Many crucial emails during the arranging of the bond were under his name, a role that saw him become a person of interest when Ethics and Anti-Corruption Commission wanted to understand how Eurobonds work and how they are priced.
However, he feels the government failed to communicate clearly on how the proceeds of the bond were used but instead resorted to a political ploy of trying to point at specific projects done by the bond.
“It was so perplexing to me how the government got itself into such a complicated situation. I felt it could have explained itself better,” says Ngumi.
He adds that since the proceeds were for general budgetary support and infrastructure projects, it was a complicated exercise since no specific projects had been earmarked to be developed exclusively by the bond.
Ngumi considers the Eurobond among the most memorable in the many deals he has been involved since it introduced Kenya to the international capital market. The bond came on the back of a 2012 two-year syndicated loan of $600 million (Sh60 billion) that Kenya borrowed to fund development projects. Again, he was the joint mandated lead arranger for the debut syndicated loan.
Despite having brokered deals worth billions of shillings, he says his crowning moment was the April 2005 deal by Faulu Kenya.
He was the sole arranger of $5 million (Sh500 million) medium-term note issue. This remains the only ever bond issue for a microfinance entity in Africa.
According to Ngumi, before raising the money, Faulu’s average cost of lending was about 33 per cent.
This dropped to 18 per cent after the bond. “I am very proud of that. That is the single most important deal for me. It is a shame that we have never followed up with any other issue,” he says.
Regionally, Ngumi was also involved in deals in Tanzania. He was the sole arranger of Tanzania’s $250 million (Sh25 billion) syndicated loan in 2011.
The deal was also historic since it was the first time for the country to access the international capital market on a commercial basis. He negotiated for a fee of 1.4 per cent. This means the deal earned Standard Bank about $3.5 million or Sh350 million.
But that was not the first time to broker a deal in Tanzania. In October 2006, he was the sole arranger of Tanzania Electricity Supply Company Ltd’s $40 million (Sh40 billion) bridge facility.
At the time, he was serving as the director of investment banking in East Africa reporting to the head of investment banking at Standard Bank Africa in Johannesburg as well as Stanbic Bank Managing Directors in Kenya, Uganda and Tanzania.
Syndicated term loan
He served in the position between June 2005 and March 2008. He was back again in August 2007 as the sole arranger for the same company’s $107 million (Sh10.7 billion) syndicated term loan.
The deal was voted as the deal of the year by The Banker Magazine, a 1962-founded monthly international financial affairs publication owned by The Financial Times.
In November 2009, he followed it up as their sole arranger of $29 million (Sh2.9 billion) medium-term syndicated loan. About a year earlier in February 2008, he was also the joint lead arranger when Celtel Tanzania Ltd (now Airtel Tanzania) raised $270 million (Sh27 billion) through a syndicated term loan. To date, this remains the largest ever corporate financing in Tanzania.

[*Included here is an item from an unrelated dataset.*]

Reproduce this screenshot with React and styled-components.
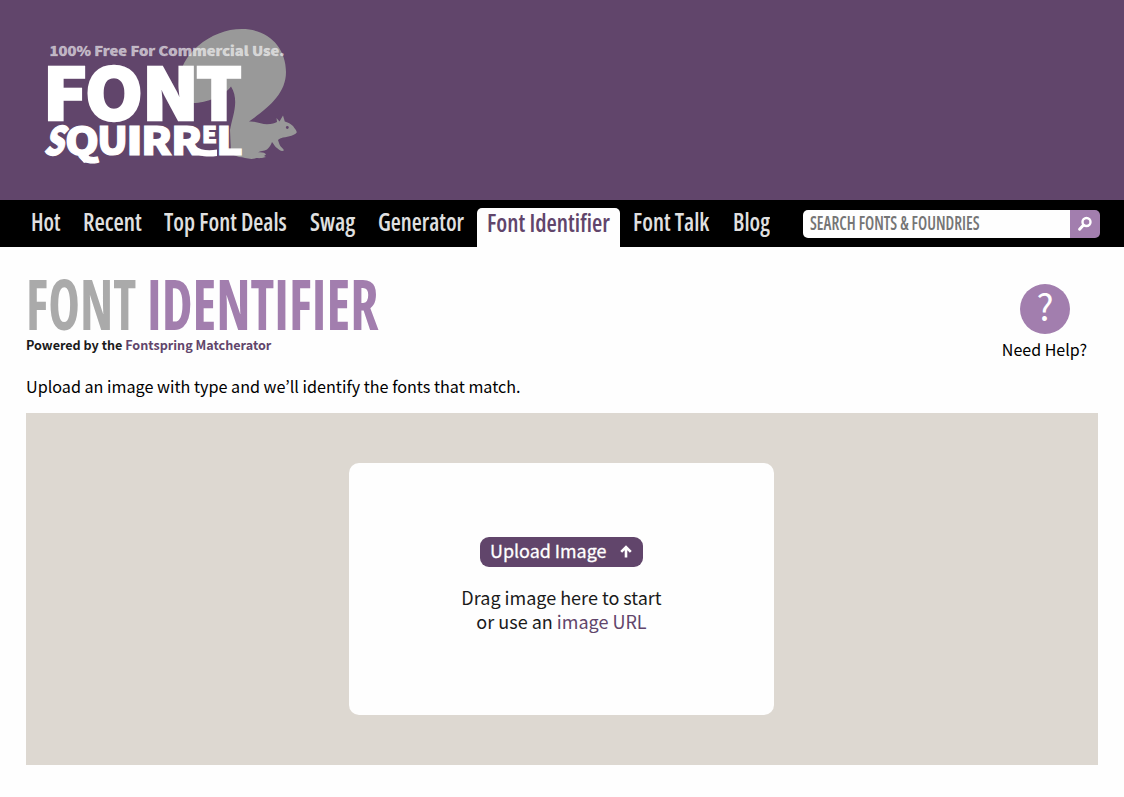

By this time, he was not new to the telco. He had also dealt with the firm in June 2006 as a global advisor and joint lead arranger in a $45 million (Sh4.5 billion) medium-term syndicated loan facility. At the time, it became Tanzania’s largest ever corporate loan.
It was voted the deal of the year by Africa Investor Magazine, a news journal for investment decision-makers. The deal saw Standard Bank voted as the Bank of the Year by Euromoney, a monthly magazine focused on business and finance.
Back at home, Ngumi has had a hand in key government and private firms, helping them to attract funding. In 1989, he was the sole planner who helped the government to put $26 million (Sh2.6 billion) medium-term certificates on the New York Stock Exchange.
This was Kenya’s first-ever securities’ issuance in the international capital market. He was the assistant vice president and head of liability management and capital markets at Citibank NA. He served in this position between 1985 and 1989.
Little wonder then that in 1997, Ngumi worked with Central Bank of Kenya in structuring a listed Treasury bond programme that helped shape the bond market in the country.
But by that time, he had founded Loita Capital Partners Group, where he served as founding executive director from 1994 to 1997. The group comprised of Loita Asset Management (LAM) and Loita Capital Partners Ltd.
LAM became the second asset manager in Kenya after Barclays Bank with an asset base of Sh3.8 billion. The firm, however, eventually went under.
He remained in the market as an independent investment banker even as auctioneers came calling.
“If you are a banker who has never lost or come near to losing the money, then you have not taken a risk,” he says. In 2001, serving as vice president and assistant general manager for public sector and corporate finance at Citibank NA, Ngumi was the sole arranger of the note guarantee and joint lead manager for Safaricom’s $40 million (Sh4 billion) bond issue.
This became the largest ever corporate bond issue in Kenya at that time. It was selected as the African Telecom deal of the year by Project Finance, a global magazine for project and infrastructure finance. Ngumi said this was his second most important deal.
He observed that this was the deal that helped Safaricom overtake Celtel, now Airtel, by going to the skeptical capital market to raise money for infrastructure development.
“At that time, Safaricom had about 16,000 subscribers. It was very hard to convince people but we made it. I regard that as one of the pillars for the success of Safaricom,” he said.
He attributes the Loita failure to inability to focus and control the expenses after he and co-founders chose a lavish life. He believes the architecture of Kenya’s financial markets today owes a great deal to what his team did at Loita.
As he enters his second term as KPC chair, he cherishes the memories of over 30 years of deal hunting. Without it, he says he would have been “so bored.”